Surface sinking shows a strong spatial association with cultivated land, which is consistent with patterns observed in irrigation-intensive regions. This suggests that agricultural water use may play a role in local subsidence, though further hydrological validation is needed.

(4)

In both low-coherence vegetated areas and densely populated metropolitan areas, the E-PS-InSAR approach successfully obtained high-density and high-precision monitoring points, reaching a point density of 6971.35 points/km². It showed distinct advantages in terms of spatial coverage completeness and detail identification capabilities when compared to conventional PS-InSAR and SBAS-InSAR techniques. This approach successfully compensates for monitoring blind spots in low-coherence zones by incorporating both PS and DS points. As a result, it is more suited for monitoring subsidence in intricate urban and peri-urban settings.

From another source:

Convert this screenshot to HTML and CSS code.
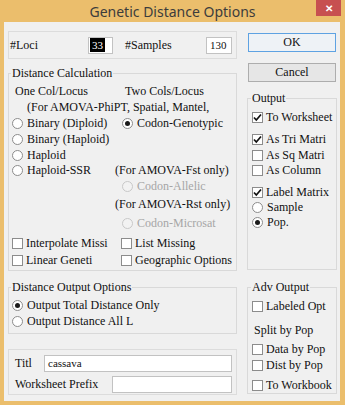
FILE: index.html
```html
<!DOCTYPE html>
<html lang="en">
<head>
    <meta charset="UTF-8">
    <meta name="viewport" content="width=device-width, initial-scale=1.0">
    <title>Genetic Distance Options</title>
    <link rel="stylesheet" href="styles.css">
</head>
<body>

    <div class="window">
        <div class="titlebar">
            <span class="title">Genetic Distance Options</span>
            <span class="close">&#10005;</span>
        </div>

        <div class="client">
            <!-- Coluna da esquerda -->
            <div class="left">
                <div class="panel counts">
                    <span class="lbl-loci">#Loci</span>
                    <span class="field loci"><span class="sel">33</span></span>
                    <span class="lbl-samples">#Samples</span>
                    <span class="field samples">130</span>
                </div>

                <fieldset class="group calc">
                    <legend>Distance Calculation</legend>
                    <div class="calc-grid">
                        <span class="cell ind3">One Col/Locus</span>
                        <span class="cell ind10">Two Cols/Locus</span>

                        <span class="cell span2 ind15">(For AMOVA-PhiPT, Spatial, Mantel,</span>

                        <span class="cell"><i class="radio"></i>Binary (Diploid)</span>
                        <span class="cell ind7"><i class="radio on"></i>Codon-Genotypic</span>

                        <span class="cell"><i class="radio"></i>Binary (Haploid)</span>
                        <span class="cell"></span>

                        <span class="cell"><i class="radio"></i>Haploid</span>
                        <span class="cell"></span>

                        <span class="cell"><i class="radio"></i>Haploid-SSR</span>
                        <span class="cell">(For AMOVA-Fst only)</span>

                        <span class="cell"></span>
                        <span class="cell ind7 disabled"><i class="radio"></i>Codon-Allelic</span>

                        <span class="cell"></span>
                        <span class="cell">(For AMOVA-Rst only)</span>

                        <span class="cell"></span>
                        <span class="cell ind7 disabled"><i class="radio"></i>Codon-Microsat</span>

                        <span class="cell"><i class="check"></i>Interpolate Missi</span>
                        <span class="cell ind6"><i class="check"></i>List Missing</span>

                        <span class="cell"><i class="check"></i>Linear Geneti</span>
                        <span class="cell ind6"><i class="check"></i>Geographic Options</span>
                    </div>
                </fieldset>

                <fieldset class="group dist-out">
                    <legend>Distance Output Options</legend>
                    <div class="row h16"><i class="radio on"></i>Output Total Distance Only</div>
                    <div class="row h16"><i class="radio"></i>Output Distance All L</div>
                </fieldset>

                <div class="panel names">
                    <div class="row h16">
                        <span class="lbl-titl">Titl</span>
                        <span class="field grow">cassava</span>
                    </div>
                    <div class="row h16 gap5">
                        <span class="lbl-prefix">Worksheet Prefix</span>
                        <span class="field grow"></span>
                    </div>
                </div>
            </div>

            <!-- Coluna da direita -->
            <div class="right">
                <button class="btn default">OK</button>
                <button class="btn cancel">Cancel</button>

                <fieldset class="group output">
                    <legend>Output</legend>
                    <div class="row h16"><i class="check"><svg viewBox="0 0 11 11"><path d="M2 5.5 L4.3 8 L9 2.5"/></svg></i>To Worksheet</div>
                    <div class="row h16 mt6"><i class="check"><svg viewBox="0 0 11 11"><path d="M2 5.5 L4.3 8 L9 2.5"/></svg></i>As Tri Matri</div>
                    <div class="row h16"><i class="check"></i>As Sq Matri</div>
                    <div class="row h15"><i class="check"></i>As Column</div>
                    <div class="row h16 mt6"><i class="check"><svg viewBox="0 0 11 11"><path d="M2 5.5 L4.3 8 L9 2.5"/></svg></i>Label Matrix</div>
                    <div class="row h15"><i class="radio"></i>Sample</div>
                    <div class="row h15"><i class="radio on"></i>Pop.</div>
                </fieldset>

                <fieldset class="group adv">
                    <legend>Adv Output</legend>
                    <div class="row h16"><i class="check"></i>Labeled Opt</div>
                    <div class="row h16 mt8 ind2">Split by Pop</div>
                    <div class="row h16 mt3"><i class="check"></i>Data by Pop</div>
                    <div class="row h16"><i class="check"></i>Dist by Pop</div>
                    <div class="row h15 mt5"><i class="check"></i>To Workbook</div>
                </fieldset>
            </div>
        </div>
    </div>

</body>
</html>
```

FILE: styles.css
```css
body {
    margin: 0;
    background: #ffffff;
}

/* Moldura da janela */
.window {
    width: 345px;
    height: 405px;
    background-color: #ebbe6c;
    display: flex;
    flex-direction: column;
}

.titlebar {
    height: 22px;
    position: relative;
    display: flex;
    align-items: center;
    justify-content: center;
    font-family: "Noto Sans", sans-serif;
    font-size: 14px;
    color: #3c3c3c;
}

.close {
    position: absolute;
    right: 4px;
    top: 0;
    width: 25px;
    height: 16px;
    background-color: #c75050;
    color: #ffffff;
    font-size: 10px;
    font-weight: bold;
    display: flex;
    align-items: center;
    justify-content: center;
}

/* Area do dialogo */
.client {
    flex: 1;
    margin: 0 5px 4px 4px;
    padding: 9px 3px 0 4px;
    background-color: #f0f0f0;
    display: flex;
    gap: 10px;
    font-family: "Liberation Serif", serif;
    font-size: 12px;
    color: #111111;
}

.left {
    width: 229px;
    display: flex;
    flex-direction: column;
}

.right {
    width: 90px;
    display: flex;
    flex-direction: column;
}

.panel {
    box-sizing: border-box;
    border: 1px solid #dcdcdc;
}

.counts {
    height: 28px;
    padding-left: 1px;
    display: flex;
    align-items: center;
}

.lbl-loci { width: 78px; }
.lbl-samples { width: 81px; margin-left: 12px; }

.field {
    box-sizing: border-box;
    height: 17px;
    background: #ffffff;
    border: 1px solid #c2c2c2;
    display: flex;
    align-items: center;
    padding-left: 3px;
    font-size: 11px;
}

.loci { width: 25px; padding-left: 1px; }
.samples { width: 26px; padding-left: 3px; }

.sel {
    background: #000000;
    color: #ffffff;
    padding: 1px 2px;
}

.grow { flex: 1; }

/* Caixas de grupo */
.group {
    box-sizing: border-box;
    margin: 0;
    border: 1px solid #d9d9d9;
    min-width: 0;
}

.group legend {
    padding: 0 1px;
    margin-left: -1px;
    line-height: 14px;
}

.calc {
    margin-top: 7px;
    padding: 3px 3px 2px 3px;
}

.calc-grid {
    display: grid;
    grid-template-columns: 103px 1fr;
    grid-template-rows: 16px 16px 17px 15px 16px 15px 17px 18px 21px 18px 16px;
}

.cell {
    display: flex;
    align-items: center;
    white-space: nowrap;
}

.span2 { grid-column: span 2; }
.ind2 { margin-left: 2px; }
.ind3 { margin-left: 3px; }
.ind6 { margin-left: 6px; }
.ind7 { margin-left: 7px; }
.ind10 { margin-left: 10px; }
.ind15 { margin-left: 15px; }

.dist-out {
    margin-top: 9px;
    padding: 3px 3px 4px 3px;
}

.names {
    margin-top: 15px;
    height: 46px;
    padding: 5px 4px 0 6px;
}

.lbl-titl { width: 29px; }
.lbl-prefix { width: 97px; }

.row {
    display: flex;
    align-items: center;
    white-space: nowrap;
}

.h15 { height: 15px; }
.h16 { height: 16px; }
.gap5 { margin-top: 5px; }
.mt3 { margin-top: 3px; }
.mt5 { margin-top: 5px; }
.mt6 { margin-top: 6px; }
.mt8 { margin-top: 8px; }

/* Botoes */
.btn {
    box-sizing: border-box;
    height: 19px;
    margin: 0 1px;
    font-family: "Liberation Serif", serif;
    font-size: 12px;
    color: #111111;
    padding: 0;
}

.default {
    margin-top: 2px;
    background-color: #eef2f6;
    border: 1px solid #5ea2e2;
}

.cancel {
    margin-top: 11px;
    background-color: #e6e6e6;
    border: 1px solid #adadad;
}

.output {
    margin-top: 9px;
    padding: 4px 3px 39px 4px;
}

.adv {
    margin-top: 10px;
    padding: 4px 3px 0 4px;
    flex: 1;
    margin-bottom: 7px;
}

/* Radio e checkbox */
.radio,
.check {
    box-sizing: border-box;
    width: 11px;
    height: 11px;
    flex: none;
    margin-right: 4px;
    background: #ffffff;
    border: 1px solid #8c8c8c;
    position: relative;
}

.check { margin-right: 3px; }

.radio { border-radius: 50%; }

.radio.on::after {
    content: "";
    position: absolute;
    left: 2px;
    top: 2px;
    width: 5px;
    height: 5px;
    border-radius: 50%;
    background: #1a1a1a;
}

.check svg {
    position: absolute;
    left: -1px;
    top: -1px;
    width: 11px;
    height: 11px;
    fill: none;
    stroke: #111111;
    stroke-width: 1.7;
}

.disabled { color: #a6a6a6; }
.disabled .radio {
    border-color: #c8c8c8;
    background: #f2f2f2;
}
```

The spatiotemporal patterns, seasonal variations, and land-use-specific subsidence responses of surface sinking in Changchun City are methodically documented in this work. The results offer a scientific foundation for agricultural water management, infrastructure safety and upkeep, territorial spatial planning, and early detection of geological hazards in urban areas. The improvement of urban safety and resilience, as well as improved urban governance, is supported by these findings.